Sci. Signal., 10 June 2008
Receptors Signaling in Space
L. Bryan Ray
Science, Science Signaling, AAAS, Washington, DC 20005, USA
Shen et al. explored the role of spacing of receptor ligands for activation of T cells. Regions of interaction of T cells with antigen-presenting cells have a distinct spatial organization of membrane components known as the immunological synapse. Shen et al. devised a way to control the spatial distribution of antibodies to the T cell receptor (anti-CD3) and antibodies to the costimulatory receptor CD28 (anti-CD28) on a surface that allowed them to explore the importance of such spatial properties. They used microcontact printing to create a surface in which either anti-CD3 and anti-CD28 were presented together, or anti-CD28 was segregated in dots 1 µm in diameter surrounding anti-CD3 regions. Thus, in the segregated conformation, a 6-µm cell contacted about four of these locations containing anti-CD28. T cells exposed to the surface localized to the antibody-coated regions of the surface regardless of antibody segregation, but secretion of interleukin-2 by mouse CD4+ T cells was increased if anti-CD28 was segregated at the periphery of a central locus of anti-CD3 rather than uniformly distributed with the anti-CD3. Activation of the kinase Akt was also greater in cells exposed to the segregated signals, but protein kinase C- colocalized with anti-CD3 in either spatial presentation.
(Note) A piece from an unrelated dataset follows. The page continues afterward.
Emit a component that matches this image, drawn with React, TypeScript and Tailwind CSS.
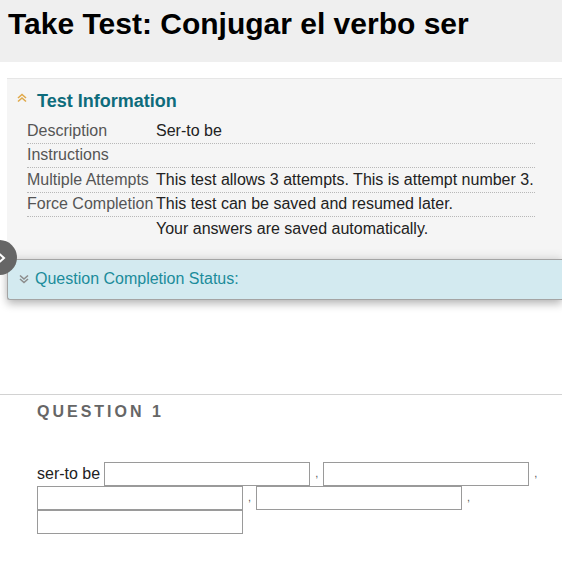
import React from "react";

const rows: { label: string; value: string }[] = [
  { label: "Description", value: "Ser-to be" },
  { label: "Instructions", value: "" },
  { label: "Multiple Attempts", value: "This test allows 3 attempts. This is attempt number 3." },
  { label: "Force Completion", value: "This test can be saved and resumed later." },
  { label: "", value: "Your answers are saved automatically." },
];

function Blank() {
  return <input type="text" className="h-6 w-[206px] border border-[#9a9a9a] bg-white outline-none" />;
}

function Comma() {
  return <span className="mx-[5px] mt-[6px] text-[11px] leading-none text-[#555]">,</span>;
}

export default function App() {
  return (
    <div className="relative min-h-[576px] w-[562px] overflow-hidden bg-white font-['Liberation_Sans',Arial,sans-serif]">
      {/* page header */}
      <div className="h-[62px] bg-[#efefef] pl-2 pt-[5px]">
        <h1 className="text-[30px] font-bold leading-[38px] text-black">Take Test: Conjugar el verbo ser</h1>
      </div>

      {/* test information panel */}
      <div className="ml-[7px] mt-4 border-t border-[#e6e6e6] bg-[#f5f5f5]">
        <div className="flex items-center pl-[10px] pt-[11px]">
          <svg width="10" height="10" viewBox="0 0 10 10" className="-mt-[6px]">
            <path d="M1 5 L5 1.5 L9 5" fill="none" stroke="#e0a94a" strokeWidth="1.6" />
            <path d="M1 8.5 L5 5 L9 8.5" fill="none" stroke="#e0a94a" strokeWidth="1.6" />
          </svg>
          <h2 className="ml-[10px] text-[18px] font-bold leading-[22px] text-[#0e6c7c]">Test Information</h2>
        </div>
        <div className="ml-5 mt-[7px] w-[508px] pb-[17px]">
          {rows.map((r, i) => (
            <div
              key={i}
              className={`flex h-[24.5px] items-center text-[16px] ${i < rows.length - 1 ? "border-b border-dotted border-[#b8b8b8]" : ""}`}
            >
              <span className="w-[129px] shrink-0 text-[#555]">{r.label}</span>
              <span className="text-[#222]">{r.value}</span>
            </div>
          ))}
        </div>

        {/* completion status bar */}
        <div className="flex h-[41px] items-center rounded-bl-[3px] border border-r-0 border-[#a4a4a4] bg-[#d3eaf0] pl-[11px] shadow-[0_4px_8px_rgba(0,0,0,0.28),0_-4px_8px_rgba(0,0,0,0.06)]">
          <svg width="10" height="10" viewBox="0 0 10 10">
            <path d="M1 1.5 L5 5 L9 1.5" fill="none" stroke="#8c8c8c" strokeWidth="1.6" />
            <path d="M1 5 L5 8.5 L9 5" fill="none" stroke="#8c8c8c" strokeWidth="1.6" />
          </svg>
          <span className="ml-[6px] text-[16px] text-[#1b8c9b]">Question Completion Status:</span>
        </div>
      </div>

      {/* side toggle tab */}
      <div className="absolute left-[-18px] top-[240px] flex h-[35px] w-[35px] items-center justify-end rounded-full bg-[#666] pr-[11px]">
        <svg width="8" height="10" viewBox="0 0 8 10">
          <path d="M1.5 1 L6 5 L1.5 9" fill="none" stroke="#fff" strokeWidth="2" />
        </svg>
      </div>

      {/* question */}
      <div className="mt-[94px] border-t border-[#d2d2d2] pl-[37px]">
        <h3 className="mt-[7px] text-[16px] font-bold leading-5 tracking-[3px] text-[#666]">QUESTION 1</h3>
        <div className="mt-[40px] flex w-[512px] flex-wrap items-start text-[16px] text-[#222]">
          <span className="mr-[4px] leading-6">ser-to be</span>
          <Blank />
          <Comma />
          <Blank />
          <Comma />
          <Blank />
          <Comma />
          <Blank />
          <Comma />
          <Blank />
        </div>
      </div>
    </div>
  );
}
The dynamics of cell interaction with the receptors was measured by interference reflection microscopy and revealed that cells transiently contacted and released patches containing segregated anti-CD28 but--because anti-CD3 is not as readily released--remained associated with surfaces where the ligands were mixed. The experimental system may allow further insight into the mechanisms by which the geometry of immunological synapses influences intracellular signaling.
Citation: L. B. Ray, Signaling in Space. Sci. Signal. 1, ec219 (2008).